The brilliance of their instrumentation combined with the bite of the lyrics that characterizes Pink Floyd has made them one of the most successful bands of all time. Their popularity crosses social, educational and cultural divides. However, it is interesting to note that although Roger Waters' genius is acknowledged by all Pink Floyd fans, the deeper message embedded in his lyrics is often overshadowed by the pure enjoyment of listening to the distinctive Pink Floyd sound. Roger Waters is the most intellectual and complex lyricist in rock. Both in his solo work and in his work with Pink Floyd, Waters builds conceptual underpinnings for his creations that add an unusual depth in a field generally known for simplistic expressions. Unlike most rock music, which revels in sexuality, the vicissitudes of love and general "good times", Waters' compositions focus on larger issues such as war, personal alienation, mortality and societal apathy. These themes are played out in a multitude of ways, from the exploration of time and the cycle of life in "Dark Side Of The Moon", the longing for lost innocence in "Wish You Were Here", bitter criticism of social norms and structures in "Animals", individual breakdown and militarism in "The Wall" and the tragedies of war in "The Final Cut". Waters continued to explore the darker side of the human experience in his solo work, perhaps most effectively in "Amused To Death" in which he takes aim at the fusion of militarism and entertainment. Rather than being a "rocker" in the usual sense of the word, Waters is a consummate social critic who utilizes the forum of rock to express his views to a wide audience.
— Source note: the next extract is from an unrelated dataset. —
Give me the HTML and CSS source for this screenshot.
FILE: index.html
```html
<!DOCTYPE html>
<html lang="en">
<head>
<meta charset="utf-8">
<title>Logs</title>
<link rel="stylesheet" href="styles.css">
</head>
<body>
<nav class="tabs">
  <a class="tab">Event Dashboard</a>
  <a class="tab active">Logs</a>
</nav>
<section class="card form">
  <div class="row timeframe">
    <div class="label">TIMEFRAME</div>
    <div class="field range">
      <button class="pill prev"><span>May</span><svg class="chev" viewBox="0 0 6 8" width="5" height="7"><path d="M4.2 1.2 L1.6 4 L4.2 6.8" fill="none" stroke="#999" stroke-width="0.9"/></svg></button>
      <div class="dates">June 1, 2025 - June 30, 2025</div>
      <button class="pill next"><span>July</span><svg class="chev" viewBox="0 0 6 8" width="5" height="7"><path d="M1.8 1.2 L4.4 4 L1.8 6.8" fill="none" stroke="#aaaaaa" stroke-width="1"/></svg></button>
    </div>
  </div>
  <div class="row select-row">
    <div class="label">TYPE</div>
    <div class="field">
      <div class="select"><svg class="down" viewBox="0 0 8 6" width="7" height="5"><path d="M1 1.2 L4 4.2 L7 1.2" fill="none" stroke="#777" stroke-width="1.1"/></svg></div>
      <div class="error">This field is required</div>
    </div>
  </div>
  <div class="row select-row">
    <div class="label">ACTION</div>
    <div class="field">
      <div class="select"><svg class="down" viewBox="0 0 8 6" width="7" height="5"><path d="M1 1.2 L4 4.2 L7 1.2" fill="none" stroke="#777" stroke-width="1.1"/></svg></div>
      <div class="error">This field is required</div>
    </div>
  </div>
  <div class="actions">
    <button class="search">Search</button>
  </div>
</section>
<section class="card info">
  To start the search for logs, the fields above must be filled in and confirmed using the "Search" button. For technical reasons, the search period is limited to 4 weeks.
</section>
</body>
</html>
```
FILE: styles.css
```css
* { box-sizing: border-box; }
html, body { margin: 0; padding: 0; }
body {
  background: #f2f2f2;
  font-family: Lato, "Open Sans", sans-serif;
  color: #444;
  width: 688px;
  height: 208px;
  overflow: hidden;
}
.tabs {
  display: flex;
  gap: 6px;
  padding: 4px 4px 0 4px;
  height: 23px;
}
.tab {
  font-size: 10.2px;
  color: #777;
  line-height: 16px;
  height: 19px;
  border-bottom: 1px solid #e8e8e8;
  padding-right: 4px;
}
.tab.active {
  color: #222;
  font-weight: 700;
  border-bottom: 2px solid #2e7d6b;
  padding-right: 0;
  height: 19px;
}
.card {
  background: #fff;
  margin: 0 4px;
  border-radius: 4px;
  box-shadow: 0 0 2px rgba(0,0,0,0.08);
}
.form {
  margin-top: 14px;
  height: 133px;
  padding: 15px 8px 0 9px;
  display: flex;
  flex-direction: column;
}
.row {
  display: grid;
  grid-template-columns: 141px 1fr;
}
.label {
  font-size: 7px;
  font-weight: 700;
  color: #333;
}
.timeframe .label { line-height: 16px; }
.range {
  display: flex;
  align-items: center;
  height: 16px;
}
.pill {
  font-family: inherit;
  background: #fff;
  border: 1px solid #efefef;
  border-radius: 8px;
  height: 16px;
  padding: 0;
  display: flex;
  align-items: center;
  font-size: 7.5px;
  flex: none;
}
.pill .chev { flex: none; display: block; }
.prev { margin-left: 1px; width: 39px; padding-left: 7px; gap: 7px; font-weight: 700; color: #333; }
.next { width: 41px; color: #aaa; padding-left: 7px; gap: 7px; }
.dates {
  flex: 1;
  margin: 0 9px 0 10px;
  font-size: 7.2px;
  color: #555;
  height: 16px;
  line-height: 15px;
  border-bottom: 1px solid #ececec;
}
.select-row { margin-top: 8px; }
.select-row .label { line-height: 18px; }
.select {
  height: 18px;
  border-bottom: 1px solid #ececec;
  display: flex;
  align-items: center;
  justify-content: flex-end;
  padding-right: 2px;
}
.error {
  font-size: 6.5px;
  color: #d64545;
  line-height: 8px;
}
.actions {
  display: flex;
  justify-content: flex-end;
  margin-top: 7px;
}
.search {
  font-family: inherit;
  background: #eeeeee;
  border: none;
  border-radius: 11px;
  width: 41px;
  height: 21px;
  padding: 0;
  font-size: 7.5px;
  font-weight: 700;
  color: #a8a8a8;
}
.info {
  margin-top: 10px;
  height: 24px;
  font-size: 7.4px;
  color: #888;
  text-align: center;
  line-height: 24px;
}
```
Waters' stance on social issues is taken seriously by many; witness the recent controversy that erupted when Waters, who has expressed humanitarian outrage over the conditions in the Occupied Territories, announced his decision to play in Tel Aviv. In an open letter to Waters about the upcoming concert protesters called him "the artist whose name around the world was for many years associated with breaking walls of injustice". Waters subsequently changed the venue where he would play from Tel Aviv to the Israeli Peace Village where Palestinians and Israelis are living together in a bold experiment for peace.
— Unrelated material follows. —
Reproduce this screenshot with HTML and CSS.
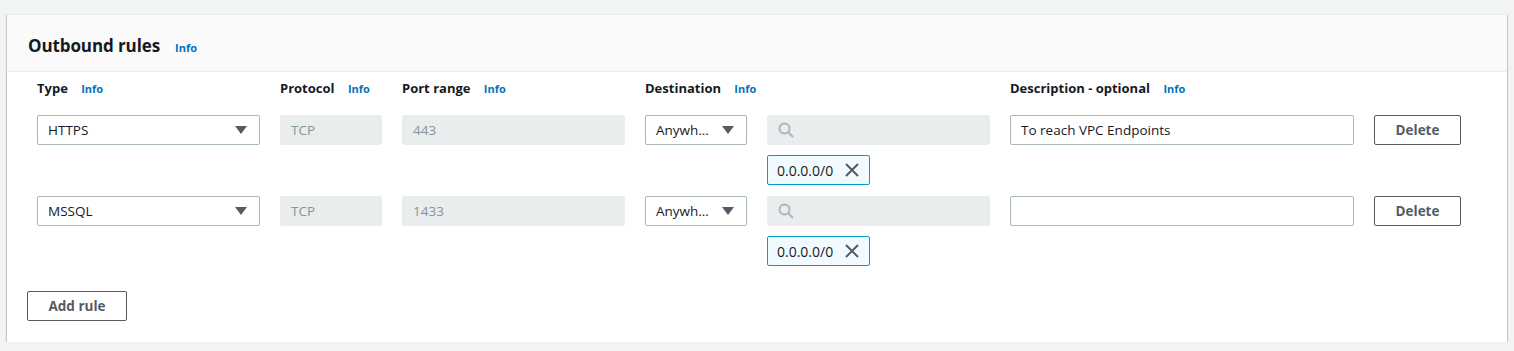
FILE: index.html
```html
<!DOCTYPE html>
<html lang="en">
<head>
  <meta charset="UTF-8" />
  <title>Outbound rules</title>
  <link rel="stylesheet" href="styles.css">
</head>
<body>
  <div class="panel">
    <div class="panel-header">
      <h2>Outbound rules</h2>
      <a class="info" href="#">Info</a>
    </div>

    <div class="panel-body">
      <div class="rules">
        <!-- column labels -->
        <div class="label">Type <a class="info" href="#">Info</a></div>
        <div class="label">Protocol <a class="info" href="#">Info</a></div>
        <div class="label">Port range <a class="info" href="#">Info</a></div>
        <div class="label span2">Destination <a class="info" href="#">Info</a></div>
        <div class="label">Description - optional <a class="info" href="#">Info</a></div>
        <div></div>

        <!-- rule 1 -->
        <div class="select">HTTPS <span class="caret"></span></div>
        <div class="field disabled">TCP</div>
        <div class="field disabled">443</div>
        <div class="select">Anywh&hellip; <span class="caret"></span></div>
        <div class="cell-stack">
          <div class="field search">
            <svg width="16" height="16" viewBox="0 0 16 16"><circle cx="6.5" cy="6.5" r="5" fill="none" stroke="#aab7b8" stroke-width="2"/><line x1="10" y1="10" x2="15" y2="15" stroke="#aab7b8" stroke-width="2"/></svg>
          </div>
          <div class="token">0.0.0.0/0
            <svg class="token-x" width="14" height="14" viewBox="0 0 14 14"><path d="M1 1 L13 13 M13 1 L1 13" stroke="#545b64" stroke-width="2" fill="none"/></svg>
          </div>
        </div>
        <div class="field">To reach VPC Endpoints</div>
        <button class="btn">Delete</button>

        <!-- rule 2 -->
        <div class="select">MSSQL <span class="caret"></span></div>
        <div class="field disabled">TCP</div>
        <div class="field disabled">1433</div>
        <div class="select">Anywh&hellip; <span class="caret"></span></div>
        <div class="cell-stack">
          <div class="field search">
            <svg width="16" height="16" viewBox="0 0 16 16"><circle cx="6.5" cy="6.5" r="5" fill="none" stroke="#aab7b8" stroke-width="2"/><line x1="10" y1="10" x2="15" y2="15" stroke="#aab7b8" stroke-width="2"/></svg>
          </div>
          <div class="token">0.0.0.0/0
            <svg class="token-x" width="14" height="14" viewBox="0 0 14 14"><path d="M1 1 L13 13 M13 1 L1 13" stroke="#545b64" stroke-width="2" fill="none"/></svg>
          </div>
        </div>
        <div class="field"></div>
        <button class="btn">Delete</button>
      </div>

      <button class="btn add">Add rule</button>
    </div>
  </div>
</body>
</html>
```

FILE: styles.css
```css
body {
  margin: 0;
  padding: 14px 7px 0;
  background-color: #f2f3f3;
  font-family: "Open Sans", Arial, sans-serif;
  font-size: 14px;
  color: #16191f;
}

/* Container card */
.panel {
  background-color: #fff;
  box-shadow: 0 1px 1px 0 rgba(0, 28, 36, 0.3), 1px 1px 1px 0 rgba(0, 28, 36, 0.15), -1px 1px 1px 0 rgba(0, 28, 36, 0.15);
  border-top: 1px solid #eaeded;
}

.panel-header {
  display: flex;
  align-items: baseline;
  gap: 15px;
  height: 57px;
  box-sizing: border-box;
  padding: 19px 20px 0 21px;
  background-color: #fafafa;
  border-bottom: 1px solid #eaeded;
}

.panel-header h2 {
  margin: 0;
  font-size: 17px;
  font-weight: 700;
  letter-spacing: -0.1px;
}

.info {
  font-size: 11px;
  font-weight: 700;
  color: #0073bb;
  text-decoration: none;
  margin-left: 10px;
}

.panel-header .info {
  margin-left: 0;
}

.panel-body {
  padding: 5px 20px 21px;
}

/* Rules grid */
.rules {
  display: grid;
  grid-template-columns: 223px 102px 223px 102px 223px 344px 87px;
  column-gap: 20px;
  row-gap: 11px;
  align-items: start;
  padding-left: 10px;
}

.label {
  font-weight: 700;
  font-size: 13px;
  height: 22px;
  line-height: 22px;
  margin-bottom: 5px;
  white-space: nowrap;
}

.span2 {
  grid-column: span 2;
}

.field,
.select {
  height: 30px;
  box-sizing: border-box;
  border: 1px solid #aab7b8;
  border-radius: 2px;
  padding: 0 10px;
  display: flex;
  align-items: center;
  font-size: 13.5px;
  white-space: nowrap;
}

.disabled {
  background-color: #eaeded;
  border-color: #eaeded;
  color: #879596;
}

.search {
  background-color: #eaeded;
  border-color: #eaeded;
}

.select {
  justify-content: space-between;
}

.caret {
  width: 0;
  height: 0;
  border-left: 6px solid transparent;
  border-right: 6px solid transparent;
  border-top: 8px solid #545b64;
  margin-right: 2px;
}

.cell-stack {
  display: flex;
  flex-direction: column;
  gap: 10px;
}

.token {
  align-self: flex-start;
  display: flex;
  align-items: center;
  gap: 12px;
  height: 30px;
  box-sizing: border-box;
  padding: 0 10px 0 9px;
  background-color: #f1faff;
  border: 1px solid #00a1c9;
  border-radius: 2px;
  font-size: 14px;
}

.token-x {
  display: block;
}

.btn {
  height: 30px;
  box-sizing: border-box;
  background-color: #fff;
  border: 1px solid #545b64;
  border-radius: 2px;
  color: #545b64;
  font-family: inherit;
  font-weight: 700;
  font-size: 13.5px;
  padding: 0;
}

.add {
  width: 100px;
  margin-top: 25px;
}
```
Waters has influenced many over the years and his style is reflected in the works of music and visual expression by a variety of artists. In recent times a notable example of artistic creation in the Floyd/Waters style is the relatively obscure independent film "USA The Movie"which has the same complexity and multi-faceted approach to cinema as Waters has to composition. "USA The Movie" merges a free-floating fictional storyline with real world events and places. It is a take on war, past and present, through the "comfortably numb" eyes of an aging American hippie who can't break free of his own apathy and thus becomes a symbolic weapon of mass destruction. "USA The Movie" has a particular resonance with "The Final Cut" and such lyrics as:
"In my rear view mirror the sun is going down
Sinking behind bridges in the road
And I think of all the good things
That we have left undone
And I suffer premonitions
Of the holocaust to come."
The filmmaker, W.T. Zeyera, who in various interviews has expressed his admiration for Roger Waters' work and sensibility, also utilizes audio in "USA The Movie" in distinctly Floyd/Waters manner. The audio design brings together elements of sound, speeches and music to create a profoundly haunting atmosphere reminiscent of "Dark Side Of The Moon" or in a more biting tone - "Amused to Death". This is a Floyd/Waters type of project not in the entertaining or rock and roll sense but in the willingness to take its time and captivate through its substance as well as style.
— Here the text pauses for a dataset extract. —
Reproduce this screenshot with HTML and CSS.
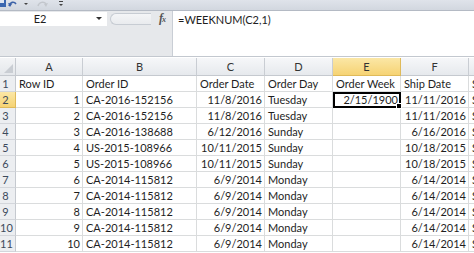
FILE: index.html
```html
<!DOCTYPE HTML>
<html lang="en">
<head>
    <meta charset="UTF-8">
    <title>Book1 - Excel</title>
    <link rel="stylesheet" href="styles.css">
</head>
<body>
    <div class="ribbon">
        <svg class="qat" width="70" height="10" viewBox="0 0 70 10">
            <!-- save -->
            <rect x="-2" y="-1" width="8" height="8" fill="#3b67b0"/>
            <rect x="0" y="0" width="4" height="3" fill="#dfe6f2"/>
            <!-- undo -->
            <path d="M9 6 C10 2 14 1 16 4" stroke="#3c62a8" stroke-width="1.6" fill="none"/>
            <path d="M8 3 L10 7 L12 4 Z" fill="#3c62a8"/>
            <path d="M24 3 L28 3 L26 5 Z" fill="#444"/>
            <!-- redo (disabled) -->
            <path d="M38 6 C39 2 44 1 46 4" stroke="#c3c7cd" stroke-width="1.4" fill="none"/>
            <path d="M48 3 L46 7 L44 4 Z" fill="#c3c7cd"/>
            <!-- customize -->
            <rect x="59" y="1" width="4" height="1" fill="#444"/>
            <path d="M59 4 L63 4 L61 6 Z" fill="#444"/>
        </svg>
    </div>

    <div class="formula-bar">
        <div class="formula-left">
            <div class="name-row">
                <div class="name-box">
                    <span class="name">E2</span>
                    <span class="caret"></span>
                </div>
                <div class="pill"></div>
                <div class="fx"><i>f</i><i class="fx-x">x</i></div>
            </div>
        </div>
        <div class="formula-input">=WEEKNUM(C2,1)</div>
    </div>

    <div class="sheet">
        <div class="corner"></div>
        <div class="col-head">A</div>
        <div class="col-head">B</div>
        <div class="col-head">C</div>
        <div class="col-head">D</div>
        <div class="col-head selected">E</div>
        <div class="col-head">F</div>
        <div class="col-head">G</div>

        <div class="row-head">1</div>
        <div class="cell">Row ID</div>
        <div class="cell">Order ID</div>
        <div class="cell">Order Date</div>
        <div class="cell">Order Day</div>
        <div class="cell">Order Week</div>
        <div class="cell">Ship Date</div>
        <div class="cell">Ship Mode</div>

        <div class="row-head selected">2</div>
        <div class="cell num">1</div>
        <div class="cell">CA-2016-152156</div>
        <div class="cell num">11/8/2016</div>
        <div class="cell">Tuesday</div>
        <div class="cell num active">2/15/1900</div>
        <div class="cell num">11/11/2016</div>
        <div class="cell">Second Class</div>

        <div class="row-head">3</div>
        <div class="cell num">2</div>
        <div class="cell">CA-2016-152156</div>
        <div class="cell num">11/8/2016</div>
        <div class="cell">Tuesday</div>
        <div class="cell"></div>
        <div class="cell num">11/11/2016</div>
        <div class="cell">Second Class</div>

        <div class="row-head">4</div>
        <div class="cell num">3</div>
        <div class="cell">CA-2016-138688</div>
        <div class="cell num">6/12/2016</div>
        <div class="cell">Sunday</div>
        <div class="cell"></div>
        <div class="cell num">6/16/2016</div>
        <div class="cell">Second Class</div>

        <div class="row-head">5</div>
        <div class="cell num">4</div>
        <div class="cell">US-2015-108966</div>
        <div class="cell num">10/11/2015</div>
        <div class="cell">Sunday</div>
        <div class="cell"></div>
        <div class="cell num">10/18/2015</div>
        <div class="cell">Standard Class</div>

        <div class="row-head">6</div>
        <div class="cell num">5</div>
        <div class="cell">US-2015-108966</div>
        <div class="cell num">10/11/2015</div>
        <div class="cell">Sunday</div>
        <div class="cell"></div>
        <div class="cell num">10/18/2015</div>
        <div class="cell">Standard Class</div>

        <div class="row-head">7</div>
        <div class="cell num">6</div>
        <div class="cell">CA-2014-115812</div>
        <div class="cell num">6/9/2014</div>
        <div class="cell">Monday</div>
        <div class="cell"></div>
        <div class="cell num">6/14/2014</div>
        <div class="cell">Standard Class</div>

        <div class="row-head">8</div>
        <div class="cell num">7</div>
        <div class="cell">CA-2014-115812</div>
        <div class="cell num">6/9/2014</div>
        <div class="cell">Monday</div>
        <div class="cell"></div>
        <div class="cell num">6/14/2014</div>
        <div class="cell">Standard Class</div>

        <div class="row-head">9</div>
        <div class="cell num">8</div>
        <div class="cell">CA-2014-115812</div>
        <div class="cell num">6/9/2014</div>
        <div class="cell">Monday</div>
        <div class="cell"></div>
        <div class="cell num">6/14/2014</div>
        <div class="cell">Standard Class</div>

        <div class="row-head">10</div>
        <div class="cell num">9</div>
        <div class="cell">CA-2014-115812</div>
        <div class="cell num">6/9/2014</div>
        <div class="cell">Monday</div>
        <div class="cell"></div>
        <div class="cell num">6/14/2014</div>
        <div class="cell">Standard Class</div>

        <div class="row-head">11</div>
        <div class="cell num">10</div>
        <div class="cell">CA-2014-115812</div>
        <div class="cell num">6/9/2014</div>
        <div class="cell">Monday</div>
        <div class="cell"></div>
        <div class="cell num">6/14/2014</div>
        <div class="cell">Standard Class</div>
    </div>
</body>
</html>
```

FILE: styles.css
```css
body {
    margin: 0;
    width: 474px;
    height: 253px;
    overflow: hidden;
    background-color: #ffffff;
    font-family: Lato, 'Open Sans', sans-serif;
    font-size: 11px;
    color: #1e1e1e;
}

/* Quick access toolbar strip */
.ribbon {
    height: 10px;
    background: linear-gradient(#dfe3ea, #d2d7df);
    border-bottom: 1px solid #b4bac4;
    overflow: hidden;
}

.qat {
    display: block;
}

/* Formula bar */
.formula-bar {
    display: flex;
    height: 45px;
    border-bottom: 1px solid #c3c8cf;
    background-color: #e6e8eb;
}

.formula-left {
    width: 172px;
    flex-shrink: 0;
}

.name-row {
    display: flex;
    align-items: center;
    height: 15px;
}

.name-box {
    display: flex;
    align-items: center;
    width: 107px;
    height: 14px;
    background-color: #ffffff;
}

.name {
    flex: 1;
    text-align: center;
    padding-right: 16px;
}

.caret {
    width: 0;
    height: 0;
    margin-right: 5px;
    border-left: 3px solid transparent;
    border-right: 3px solid transparent;
    border-top: 3px solid #333;
}

.pill {
    width: 40px;
    height: 10px;
    margin-left: 3px;
    border: 1px solid #c7ccd3;
    border-right: none;
    border-radius: 6px 0 0 6px;
    background: linear-gradient(#f4f5f7, #e9ebee);
}

.fx {
    margin-left: 8px;
    font-family: 'Liberation Serif', serif;
    font-size: 12px;
    font-weight: bold;
    color: #555;
    letter-spacing: -1px;
}

.fx-x {
    font-size: 8px;
}

.formula-input {
    flex: 1;
    background-color: #ffffff;
    border-left: 1px solid #c9ced5;
    padding: 2px 0 0 5px;
    line-height: 13px;
}

/* Worksheet grid */
.sheet {
    display: grid;
    grid-template-columns: 16px 67px 114px 68px 68px 68px 68px 80px;
    grid-template-rows: 18px;
    grid-auto-rows: 16px;
    margin-top: 1px;
    width: 474px;
    overflow: hidden;
}

.sheet > div {
    box-sizing: border-box;
    white-space: nowrap;
    overflow: hidden;
}

.corner {
    position: relative;
    background: linear-gradient(#f3f4f6, #e4e7eb);
    border-right: 1px solid #c5c9cf;
    border-bottom: 1px solid #c5c9cf;
}

.corner:after {
    content: "";
    position: absolute;
    right: 2px;
    bottom: 2px;
    border-left: 9px solid transparent;
    border-bottom: 9px solid #c9cdd3;
}

.col-head {
    text-align: center;
    line-height: 17px;
    color: #333;
    background: linear-gradient(#f6f7f9, #e6e9ed);
    border-right: 1px solid #c9cdd3;
    border-bottom: 1px solid #c5c9cf;
}

.row-head {
    text-align: center;
    padding-right: 4px;
    line-height: 15px;
    color: #3c4a5c;
    background-color: #eceef1;
    border-right: 1px solid #c5c9cf;
    border-bottom: 1px solid #d3d6db;
}

.col-head.selected,
.row-head.selected {
    background: linear-gradient(#fbe7a6, #f6d374);
    border-color: #dfba5a;
}

.cell {
    padding: 0 2px 0 3px;
    line-height: 16px;
    border-right: 1px solid #dadcdd;
    border-bottom: 1px solid #dadcdd;
}

.cell.num {
    text-align: right;
}

.cell.active {
    position: relative;
    overflow: visible;
    outline: 2px solid #000000;
    outline-offset: -2px;
}

.cell.active:after {
    content: "";
    position: absolute;
    right: -2px;
    bottom: -2px;
    width: 4px;
    height: 4px;
    background-color: #000000;
    border: 1px solid #ffffff;
}
```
Movies and popular music in this modern era are both primarily viewed as vehicles for entertainment. Those artists who choose to utilize these forms of expression for something deeper or more challenging are often looked upon as going outside the traditional boundaries of their chosen field. In the case of projects like "USA The Movie", this has resulted in the film being labeled as "art house" or "experimental" while at the same time being given a niche in academia. Professor Dion Dennis, Ph.D has urged a wider awareness of the project in his detailed analysis of the film: Between Nomadology, the War Machine and the State: A Deleuzian Analysis of the Film, USA The Movie. In his paper Dennis writes: "In the process and product of "USA the Movie," he (filmmaker Zeyera) fused reality with allegory, intention with contingency, personal troubles with collective tragedies, and art with history. Even in its limited circulation, the film has formed a rhizome with the world, generating a mapping well worth circulating, sharing, discussing, detaching, and redeploying."
In the case of a megastar like Waters, his unyielding focus on human blindness and social injustice has sometimes been criticized for being too dark or depressing. However, this focus on the painful aspects of the human condition is what sets him apart. On the whole, Waters doesn't so much point a finger at a specific target; rather he holds the entire species accountable as in "Perfect Sense Part 1" from "Amused to Death":
The monkey sat on a pile of stones
And stared at the broken bone in his hand
And the stains of a Viennese quartet
Rang out across the land
The monkey looked up at the stars
And thought to himself
Memory is a stranger
History is for fools
And he cleaned his hands
In a pool of holy writing
Turned his back on the garden
And set out for the nearest town
Hold on hold on soldier
When you add it all up
The tears and the marrowbone
There's an ounce of gold
And an ounce of pride in each ledger
And the Germans killed the Jews
And the Jews killed the Arabs
And the Arabs killed the hostages
And that is the news
And is it any wonder
That the monkey's confused
He said Mama Mama
The President's a fool
Why do I have to keep reading
These technical manuals
And the joint chiefs of staff
And the brokers on Wall Street said
Don't make us laugh
You're a smart kid
Time is linear
Memory is a stranger
History is for fools
Man is a tool in the hands
Of the great God Almighty
And they gave him command
Of a nuclear submarine
And sent him back in search of
The Garden of Eden
Waters' adherence to his principles despite the criticism that is sometimes leveled at him is a vital contribution to the creative arena that paves the way for other artists to take a chance and speak their conscience through their work as well.